:: Data shown ::

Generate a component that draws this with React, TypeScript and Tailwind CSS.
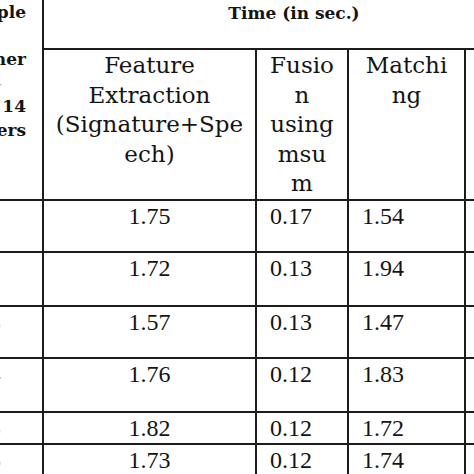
import React from "react";

const rows = [
  { fe: "1.75", fu: "0.17", ma: "1.54", to: "3.46", left: "1" },
  { fe: "1.72", fu: "0.13", ma: "1.94", to: "3.79", left: "2" },
  { fe: "1.57", fu: "0.13", ma: "1.47", to: "3.17", left: "3" },
  { fe: "1.76", fu: "0.12", ma: "1.83", to: "3.71", left: "4" },
  { fe: "1.82", fu: "0.12", ma: "1.72", to: "3.66", left: "5" },
  { fe: "1.73", fu: "0.12", ma: "1.74", to: "3.59", left: "6" },
];

const cell = "box-border border-r-2 border-b-2 border-[#1c1c1c] overflow-hidden";
const head = "font-['DejaVu_Serif',serif]";
const num = "font-['Liberation_Serif','Times_New_Roman',serif] text-[24px] leading-none pt-[3px]";

export default function App() {
  return (
    <div className="w-[474px] h-[474px] overflow-hidden bg-white text-[#141414]">
      <div className="ml-[-67px] grid grid-cols-[111px_213px_92px_117px_80px] grid-rows-[50px_151px_52px_54px_52px_54px_32px_52px]">
        <div className={`${cell} ${head} row-span-2 text-right pr-[16px] pt-[1px] text-[17px] leading-[23.6px] font-bold`}>
          <div>Sample</div>
          <div>&nbsp;</div>
          <div>Learner</div>
          <div className="pr-[24px] font-normal text-[#aaa]">-</div>
          <div>of 14</div>
          <div>users</div>
        </div>
        <div className={`${cell} ${head} col-span-4 text-center pt-[1px] text-[17px] leading-[24px] font-bold`}>
          Time (in sec.)
        </div>
        <div className={`${cell} ${head} text-center pt-[1px] text-[23px] leading-[29.5px]`}>
          <div>Feature</div>
          <div>Extraction</div>
          <div className="whitespace-nowrap">(Signature+Spe</div>
          <div>ech)</div>
        </div>
        <div className={`${cell} ${head} text-center pt-[1px] text-[23px] leading-[29.5px]`}>
          <div>Fusio</div>
          <div>n</div>
          <div>using</div>
          <div>msu</div>
          <div>m</div>
        </div>
        <div className={`${cell} ${head} text-center pt-[1px] text-[23px] leading-[29.5px]`}>
          <div>Matchi</div>
          <div>ng</div>
        </div>
        <div className={`${cell} ${head} text-center pt-[1px] text-[23px] leading-[29.5px]`}>
          <div>Total</div>
        </div>
        {rows.map((r, i) => (
          <React.Fragment key={i}>
            <div className={`${cell} ${num} text-right pr-[41px] text-[#aaa]`}>{r.left}</div>
            <div className={`${cell} ${num} text-center`}>{r.fe}</div>
            <div className={`${cell} ${num} pl-[13px]`}>{r.fu}</div>
            <div className={`${cell} ${num} pl-[13px]`}>{r.ma}</div>
            <div className={`${cell} ${num} pl-[13px]`}>{r.to}</div>
          </React.Fragment>
        ))}
      </div>
    </div>
  );
}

:::

• Do this:
Locate all lines in the listing above with the word "React". Copy them.

• Right answer:
Generate a component that draws this with React, TypeScript and Tailwind CSS.
import React from "react";
          <React.Fragment key={i}>
          </React.Fragment>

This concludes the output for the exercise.